I have had a cat, Izzy for the past 8 years. Izzy has seen 4 dogs in his lifetime, move into our home (one left, as she was a foster). All of these came here as pups. Over time, between corrections and just basically settling in, these puppies have learned to not "chase" the cat, even in fun. This is NOT the way to approach Izzy. Izzy will remain calm when one of the dogs walks over to him. Then they interact well. If yu see your pup running up to your cat, stop him. Encourage slow interactions. Make sure your cat always has a way of getting away, either by open door, or high furniture. I found for the first couple of weeks a new dog came into our house. Our cat opted to stay away, separating himself to the basement area (where my kids have their rooms so he is not alone).

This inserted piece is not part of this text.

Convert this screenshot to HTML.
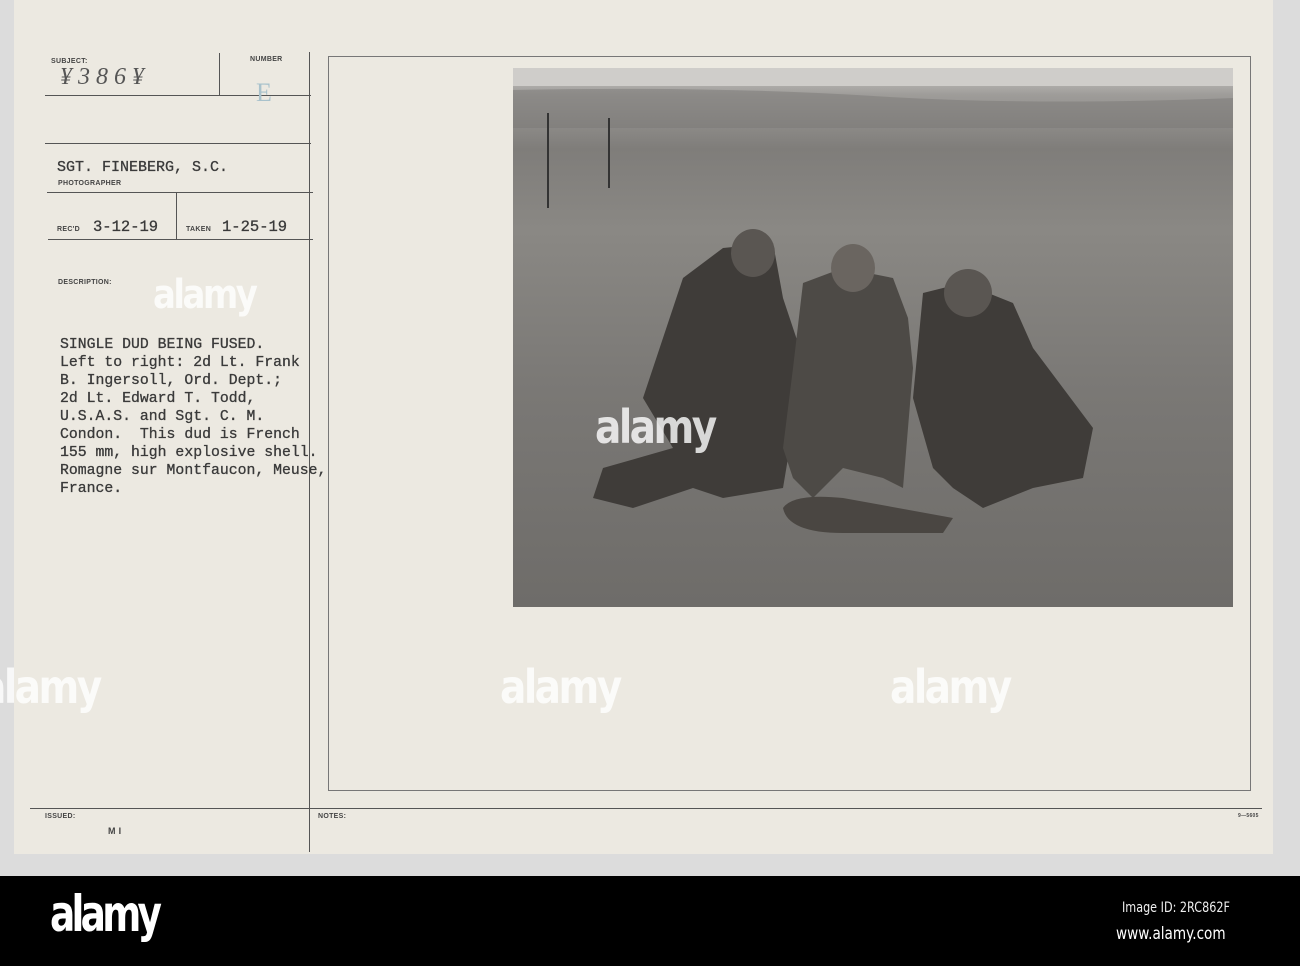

Once the new pup settles in as is less "bouncy" he wanders up in short intervals until he realizes the dog is not looking at the cat as a "novelty", but part of the household. As with anything else, your pup must learn to respect his home and the people/animals already there. It takes time and repetition but in time yur pup will get there too! Don't be discouraged, it is not unusual.


----------



## kwhit (Apr 7, 2008)

When I adopted Lucy, my Chihuahua/Terrier, she was about 6 months old and a total demon child with my cats. :satan: Seriously, she would chase them and try to corner them, aggressively. The really bad part was that my cats had never had a dog chase them, so it was very traumatic for them. 

I did a lot of what RedDogs suggested and it worked. Lucy now sleeps with my cats and plays with them all the time. Sometimes she still gets rough, but now they'll put her in her place. 

Follow the suggestions given here and hopefully, with time, they'll get along.


----------